Uma solução de transição foi contratar uma pessoa para passar algumas horas com minha filha, em casa mesmo, brincar, dar atenção a ela, para que eu pudesse dar atenção a outras coisas. E isso permitiu que aos poucos eu fosse me dando conta das minhas necessidades e limites. Comecei a observar a vida alinhavada numa sucessão de movimentos de aproximação e afastamento, contração e expulsão, fusão e separação. Volto à história das mudanças e do respeito aos tempos íntimos. A vontade de mudar como uma reação ao mergulho naquilo que já deu o que tinha pra dar. Creio que minha constituição como mãe e pessoa precisava passar pelo momento da mistura com minha filha, e mesmo sem saber fui criando situações para ter o tempo necessário a fim de que a separação fosse se colocando como uma necessidade íntima e legítima, não como uma imposição do mundo para comigo, ou negligência de minha parte para com minha filha.

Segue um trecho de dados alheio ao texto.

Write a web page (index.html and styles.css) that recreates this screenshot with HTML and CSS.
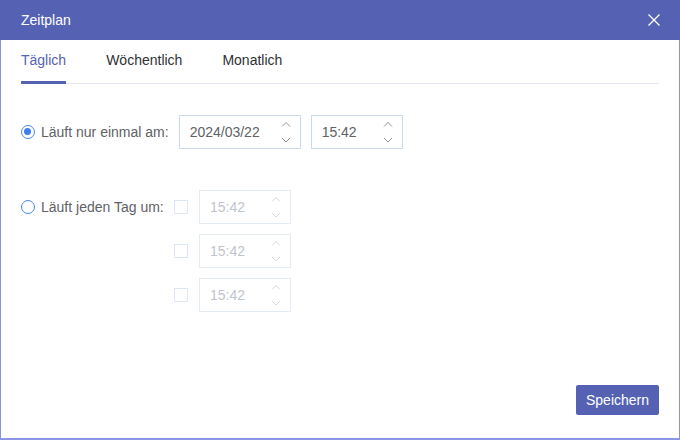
FILE: index.html
```html
<!DOCTYPE html>
<html lang="de">
<head>
<meta charset="utf-8">
<title>Zeitplan</title>
<link rel="stylesheet" href="styles.css">
</head>
<body>
<div class="dialog">
  <div class="header">
    <span class="title">Zeitplan</span>
    <svg class="close" width="12" height="12" viewBox="0 0 12 12"><path d="M0.5 0.5L11.5 11.5M11.5 0.5L0.5 11.5" stroke="#fff" stroke-width="1.3" fill="none"/></svg>
  </div>
  <div class="body">
    <div class="tabs">
      <div class="tab active">Täglich</div>
      <div class="tab">Wöchentlich</div>
      <div class="tab">Monatlich</div>
    </div>
    <div class="row once">
      <span class="radio checked"></span>
      <span class="label">Läuft nur einmal am:</span>
      <div class="field date">
        <span class="value">2024/03/22</span>
        <span class="spin"><svg width="10" height="24" viewBox="0 0 10 24"><path d="M1 6.5L5 2.5L9 6.5M1 18L5 22L9 18" stroke="#909399" stroke-width="1" fill="none"/></svg></span>
      </div>
      <div class="field time">
        <span class="value">15:42</span>
        <span class="spin"><svg width="10" height="24" viewBox="0 0 10 24"><path d="M1 6.5L5 2.5L9 6.5M1 18L5 22L9 18" stroke="#909399" stroke-width="1" fill="none"/></svg></span>
      </div>
    </div>
    <div class="row daily">
      <div class="daily-head">
        <span class="radio"></span>
        <span class="label">Läuft jeden Tag um:</span>
      </div>
      <div class="slots">
        <div class="slot">
          <span class="check"></span>
          <div class="field time disabled">
            <span class="value">15:42</span>
            <span class="spin"><svg width="10" height="24" viewBox="0 0 10 24"><path d="M1 6.5L5 2.5L9 6.5M1 18L5 22L9 18" stroke="#d4d7de" stroke-width="1" fill="none"/></svg></span>
          </div>
        </div>
        <div class="slot">
          <span class="check"></span>
          <div class="field time disabled">
            <span class="value">15:42</span>
            <span class="spin"><svg width="10" height="24" viewBox="0 0 10 24"><path d="M1 6.5L5 2.5L9 6.5M1 18L5 22L9 18" stroke="#d4d7de" stroke-width="1" fill="none"/></svg></span>
          </div>
        </div>
        <div class="slot">
          <span class="check"></span>
          <div class="field time disabled">
            <span class="value">15:42</span>
            <span class="spin"><svg width="10" height="24" viewBox="0 0 10 24"><path d="M1 6.5L5 2.5L9 6.5M1 18L5 22L9 18" stroke="#d4d7de" stroke-width="1" fill="none"/></svg></span>
          </div>
        </div>
      </div>
    </div>
    <div class="footer">
      <button class="save">Speichern</button>
    </div>
  </div>
</div>
</body>
</html>
```
FILE: styles.css
```css
html, body {
  margin: 0;
  padding: 0;
  background: #fff;
}
body {
  font-family: "Liberation Sans", Arial, sans-serif;
  font-size: 14px;
}
.dialog {
  width: 680px;
  height: 440px;
  display: flex;
  flex-direction: column;
}
.header {
  height: 40px;
  flex: none;
  background: #5562b4;
  color: #fff;
  display: flex;
  align-items: center;
  justify-content: space-between;
  padding: 0 20px 0 21px;
}
.title {
  font-size: 14px;
}
.close {
  display: block;
}
.body {
  flex: 1;
  border: 1px solid #8c95e4;
  border-top: none;
  border-bottom-width: 2px;
  padding: 0 20px;
  display: flex;
  flex-direction: column;
}
.tabs {
  display: flex;
  gap: 40px;
  border-bottom: 1px solid #e4e7ed;
}
.tab {
  padding: 11px 0 12px;
  line-height: 18px;
  color: #303133;
  border-bottom: 3px solid transparent;
  margin-bottom: -1px;
}
.tab.active {
  color: #5562b4;
  border-bottom-color: #5562b4;
}
.row {
  display: flex;
  align-items: center;
}
.once {
  margin-top: 31px;
}
.radio {
  width: 14px;
  height: 14px;
  box-sizing: border-box;
  border: 1.5px solid #4a86ef;
  border-radius: 50%;
  margin-right: 6px;
  flex: none;
  position: relative;
}
.radio.checked::after {
  content: "";
  position: absolute;
  left: 2px;
  top: 2px;
  width: 7px;
  height: 7px;
  border-radius: 50%;
  background: #3f7ef0;
}
.label {
  color: #606266;
  line-height: 18px;
}
.once .label {
  margin-right: 10px;
}
.field {
  height: 34px;
  box-sizing: border-box;
  border: 1px solid #c9d9f2;
  display: flex;
  align-items: center;
  justify-content: space-between;
  padding: 0 9px 0 10px;
  color: #606266;
}
.field.date {
  width: 122px;
  margin-right: 10px;
}
.field.time {
  width: 92px;
}
.field.disabled {
  border-color: #e6ecf6;
  color: #c0c4cc;
}
.value {
  line-height: 18px;
}
.spin svg {
  display: block;
}
.daily {
  margin-top: 41px;
  align-items: flex-start;
}
.daily-head {
  width: 153px;
  height: 34px;
  display: flex;
  align-items: center;
  flex: none;
}
.slots {
  display: flex;
  flex-direction: column;
  gap: 10px;
}
.slot {
  display: flex;
  align-items: center;
  gap: 11px;
}
.check {
  width: 14px;
  height: 14px;
  box-sizing: border-box;
  border: 1px solid #dde6f5;
}
.footer {
  margin-top: auto;
  display: flex;
  justify-content: flex-end;
  padding-bottom: 23px;
}
.save {
  width: 83px;
  height: 30px;
  background: #5562b4;
  color: #fff;
  border: none;
  border-radius: 2px;
  font-family: "Liberation Sans", Arial, sans-serif;
  font-size: 14px;
  padding: 0;
}
```
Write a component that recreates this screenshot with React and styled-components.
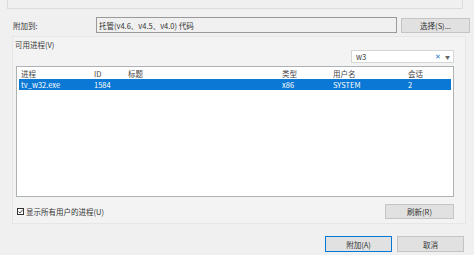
import React from "react";
import styled, { createGlobalStyle } from "styled-components";

const Global = createGlobalStyle`
  html, body { margin: 0; padding: 0; background: #f0f0f0; }
  body { font-family: "Noto Sans CJK SC", "Microsoft YaHei", sans-serif; }
`;

const Dialog = styled.div`
  width: 474px;
  height: 255px;
  overflow: hidden;
  background: #f0f0f0;
  font-family: "Noto Sans CJK SC", sans-serif;
  font-size: 7.5px;
  color: #333;
  display: flex;
  flex-direction: column;
`;

const TopStrip = styled.div`
  margin: 0 11px 0 7px;
  height: 9px;
  border: 1px solid #dcdcdc;
  border-top: none;
  box-sizing: border-box;
`;

const AttachRow = styled.div`
  display: flex;
  align-items: center;
  gap: 4px;
  margin-top: 8px;
  padding-left: 13px;
`;

const Label = styled.span`
  width: ${(p) => p.$w || "auto"};
  line-height: 11px;
  white-space: nowrap;
  color: #3a3a3a;
`;

const ReadField = styled.div`
  width: 301px;
  height: 16px;
  box-sizing: border-box;
  border: 1px solid #9a9a9a;
  background: #f0f0f0;
  padding-left: 2px;
  margin-left: -4px;
  display: flex;
  align-items: center;
  white-space: nowrap;
  color: #333;
`;

const Button = styled.button`
  width: ${(p) => p.$w}px;
  height: ${(p) => p.$h || 16}px;
  margin: 0;
  padding: 0;
  box-sizing: border-box;
  border: 1px solid ${(p) => (p.$default ? "#0078d7" : "#c4c4c4")};
  background: #e1e1e1;
  font-family: inherit;
  font-size: 7.5px;
  color: #333;
  display: flex;
  align-items: center;
  justify-content: center;
  white-space: nowrap;
`;

const Group = styled.div`
  margin: 3px 8px 0 12px;
  height: 188px;
  box-sizing: border-box;
  border: 1px solid #e6e6e6;
  background: #f3f3f3;
  display: flex;
  flex-direction: column;
  padding: 2px 11px 0 3px;
`;

const GroupTitle = styled.div`
  line-height: 11px;
  color: #3a3a3a;
  margin-left: -1px;
`;

const SearchRow = styled.div`
  display: flex;
  justify-content: flex-end;
`;

const SearchBox = styled.div`
  width: 103px;
  height: 13px;
  box-sizing: border-box;
  border: 1px solid #d6d6d6;
  background: #fff;
  display: flex;
  align-items: center;
  padding: 0 3px 0 4px;
  color: #333;
`;

const SearchText = styled.span`
  flex: 1;
`;

const Clear = styled.span`
  color: #2f7fd0;
  font-family: "DejaVu Sans", sans-serif;
  font-size: 7px;
  margin-right: 4px;
`;

const Caret = styled.span`
  color: #666;
  font-size: 5px;
`;

const List = styled.div`
  margin-top: 3px;
  height: 131px;
  box-sizing: border-box;
  border: 1px solid #adb2b5;
  background: #fff;
  padding-top: 1px;
`;

const Row = styled.div`
  display: grid;
  grid-template-columns: 73px 34px 154px 51px 75px 1fr;
  height: 11px;
  line-height: 11px;
  margin: 0 2px;
  padding-left: 2px;
  white-space: nowrap;
  background: ${(p) => (p.$selected ? "#0a78d4" : "transparent")};
  color: ${(p) => (p.$selected ? "#fff" : "#444")};
`;

const GroupFooter = styled.div`
  display: flex;
  align-items: center;
  justify-content: space-between;
  margin-top: 7px;
  padding-left: 1px;
`;

const CheckLabel = styled.label`
  display: flex;
  align-items: center;
  gap: 2px;
  color: #333;
`;

const Box = styled.span`
  width: 7px;
  height: 7px;
  box-sizing: border-box;
  border: 1px solid #333;
  background: #fff;
  display: flex;
  align-items: center;
  justify-content: center;
`;

const Footer = styled.div`
  display: flex;
  justify-content: flex-end;
  gap: 5px;
  margin-top: 12px;
  padding-right: 10px;
`;

const cols = ["进程", "ID", "标题", "类型", "用户名", "会话"];
const rows = [["tv_w32.exe", "1584", "", "x86", "SYSTEM", "2"]];

export default function App() {
  return (
    <Dialog>
      <Global />
      <TopStrip />
      <AttachRow>
        <Label $w="83px">附加到:</Label>
        <ReadField>托管(v4.6、v4.5、v4.0) 代码</ReadField>
        <Button $w={69} $h={15}>选择(S)...</Button>
      </AttachRow>
      <Group>
        <GroupTitle>可用进程(V)</GroupTitle>
        <SearchRow>
          <SearchBox>
            <SearchText>w3</SearchText>
            <Clear>✕</Clear>
            <Caret>▼</Caret>
          </SearchBox>
        </SearchRow>
        <List>
          <Row>
            {cols.map((c) => (
              <span key={c}>{c}</span>
            ))}
          </Row>
          {rows.map((r, i) => (
            <Row key={i} $selected>
              {r.map((c, j) => (
                <span key={j}>{c}</span>
              ))}
            </Row>
          ))}
        </List>
        <GroupFooter>
          <CheckLabel>
            <Box>
              <svg width="5" height="5" viewBox="0 0 5 5">
                <path d="M0.5 2.6 L2 4 L4.6 0.8" fill="none" stroke="#333" strokeWidth="0.9" />
              </svg>
            </Box>
            显示所有用户的进程(U)
          </CheckLabel>
          <Button $w={69} $h={15}>刷新(R)</Button>
        </GroupFooter>
      </Group>
      <Footer>
        <Button $w={67} $default>附加(A)</Button>
        <Button $w={67}>取消</Button>
      </Footer>
    </Dialog>
  );
}
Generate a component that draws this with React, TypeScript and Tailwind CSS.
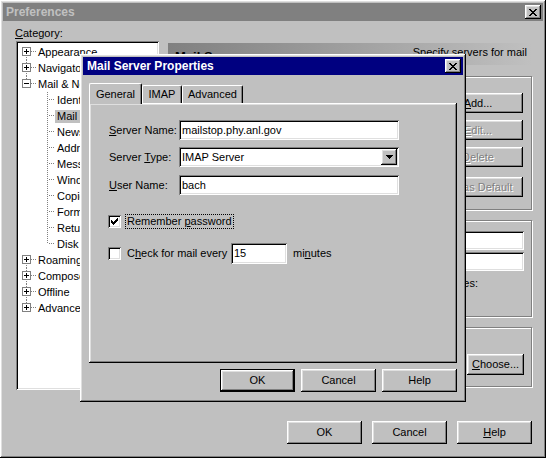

Não sei se escola é o melhor espaço de convivência extrafamiliar para uma criança pequena. Em uma sociedade na qual "produzir" ganha um significado quase puramente econômico, a escola infantil é, entre outras coisas, o local onde a população "produtiva" deixa a população "improdutiva" até que esta possa reunir-se àquela... Impossível não enxergar na escola uma certa cooptação da mais tenra infância pela lógica do trabalho e do poder, e é um desafio encontrar um lugar um pouco mais afastado dessa concepção. Mas ela é o espaço que está disponível.

Esses dias ouvi esta frase, não me lembro onde, parece que é um ditado africano: "É preciso toda uma aldeia para educar uma criança". Isso me pareceu tão bonito, por várias razões, mas neste momento o que bateu em mim foi "Ok, lá em casa não tem aldeia nenhuma, só tem eu..." Então... escola. No tempo certo, que não é o da licença-maternidade, da LDB, do pediatra ou da vizinha. É o tempo em que me sinto capaz de viver essa relação, de incorporar essa nova experiência ao universo complexo da relação que nos envolve a todos, mãe, filha, marido, família. Lá vamos.